Postdoc Spotlight: Stephanie Tonnesen

 

 

Theorist Stephanie Tonnesen has held the Nashman Fellowship at the Observatories since 2014, and will be joining the Center for Computational Astrophysics at the Flatiron Institute in New York City, part of the Simons Foundation.  Driven by a lifelong quest to understand how our universe works, we sat down with her to talk about her research, her life, and the path that led to her field of research.

 

 

Q: What questions are you pursuing in your research?

 

My main question is to understand how galaxies go from healthy, star-forming spiral galaxies with plenty of cold gas to fuel their star formation, like our Milky Way, to “dead” galaxies that have no more cold gas and therefore cannot continue to grow and form stars.  

 

Specifically, I’m most interested how this evolution works in a galaxy cluster environment. Clusters are like the Washington DC’s of the universe, where there are hundreds to thousands of galaxies gravitationally bound to each other. In this galaxy city, you get all sorts of interactions due to gravity, like mergers and galaxy harassment--which are many fast galaxy fly-bys. However, galaxies can also interact directly with the intracluster medium, which is gas that has crashed into the gravitational potential of the cluster, and heated to the point that it cannot cool in the age of the universe.  

 

I study a mechanism that can cause galaxy “death” called ram pressure stripping. When a galaxy moves through a galaxy cluster, the intracluster medium can push out the the star forming fuel inside of a galaxy. The stars in the galaxy are unaffected by the diffuse intracluster medium, and leave their own gas behind as the galaxy plunges through the cluster.  This loss of fuel stops stars from forming.  Using detailed simulations, I have found that ram pressure stripping can remove a galaxy’s fuel even in a less dense suburb in addition to the cluster’s metro area.

 

 

This image only shows the gas that is in or has been stripped from the galaxy by ram pressure stripping.  The galaxy is moving toward the right, and the elliptical shape on the right is the gas still bound to the galaxy.  The stripped gas stretches to the left and shows much structure due to interactions and mixing with the surrounding gas.

 

Q: When did you realize you were interested in astronomy, and what path did you take to get here?

 

My inspiration for being a scientist was my mom who was a mathematician and electrical engineer. She built huge power stations and had her pink hard hat--a gag gift from her construction team. During summer breaks, she would make us kids do logic puzzles and build circuits. I don’t remember a time when I wasn’t interested in science.

 

Then in high school I needed some extra credit in chemistry, which we could get by going to special talks by Nobel laureates at the University of Toronto.

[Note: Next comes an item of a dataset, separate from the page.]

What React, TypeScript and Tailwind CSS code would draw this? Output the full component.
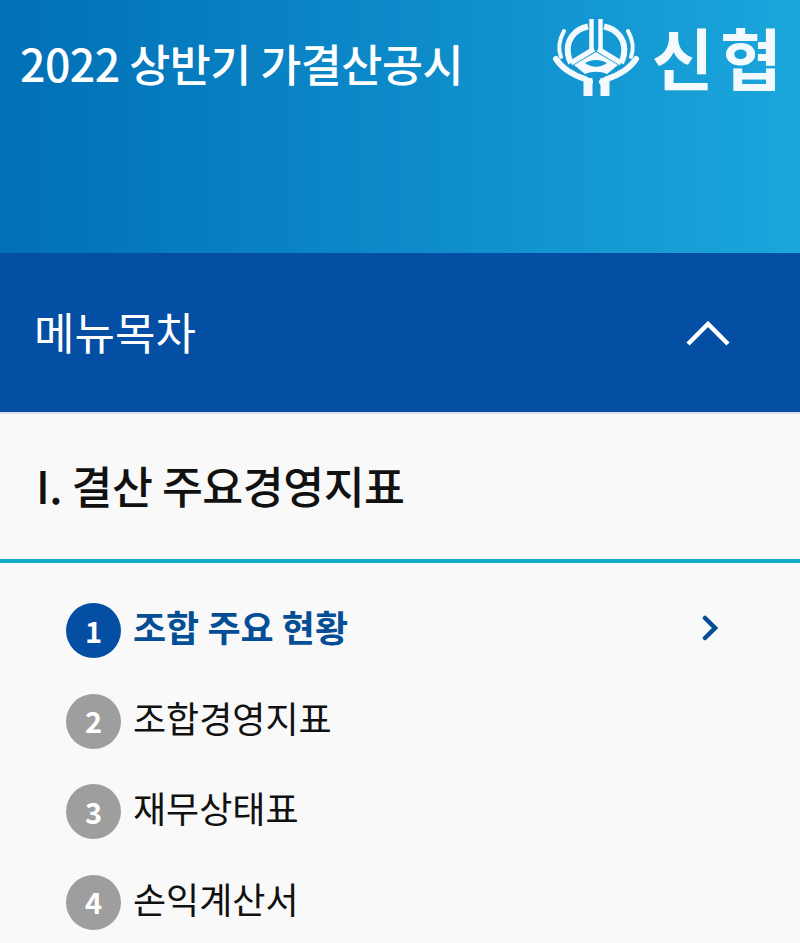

I ended up at a talk about the multiverse, which I found fascinating. I started reading everything I could about astronomy, and I went to college knowing I wanted to major in astrophysics.  

 

I now have two kids and my 5 year old wants to be an astronaut. I hope I can inspire him the way my mother inspired me.

 

Q: What’s the most interesting place you’ve traveled for work?

 

The worst part of being a simulator is that you don’t get to travel to amazing telescopes! I love going observing, but I don’t love reducing the data. While I was at Carnegie I got to go to Soverato Italy for a “In the Footsteps of Galaxies” conference.   My collaborators in the MUSE team are based in Italy.

 

Q: What has the Nashman Fellowship meant to you?

 

My research is focused on comparing simulations to observations. Coming to Carnegie has been a huge boost to understanding observational data and working with observers. In addition, the freedom of being a Nashman Fellow means I get to pursue the research I find most interesting, and I was able to publish papers that I don’t think I would have done anywhere else.  These were answering harder questions that required more time than can usually be given to a project in a traditional research position.

 

 

From "The Ties that Bind" 

 

Q: What’s next for your research and your career?

 

This fall I’m moving back to the East Coast, as an associate research scientist at the Center for Computational Astrophysics at the Flatiron Institute which is part of the Simons Foundation. It will be exciting to be surrounded by computational astrophysicists, but also to be able to keep my Carnegie ties and develop some intersectional science between the institutes.

 

Scientifically, I will continue to study cluster galaxy evolution and  I’m also interested in whether the galaxy’s environment at larger scales will have an effect on galaxy growth and evolution. I’m also using simulations to interpret real observations. I’m currently running detailed simulations to compare with these incredibly detailed observations made with the MUSE instrument on ESO’s VLT.  I’d like to know what range of galaxy types that can evolve due to ram pressure stripping, and to more clearly define the environment in which ram pressure stripping can be effective.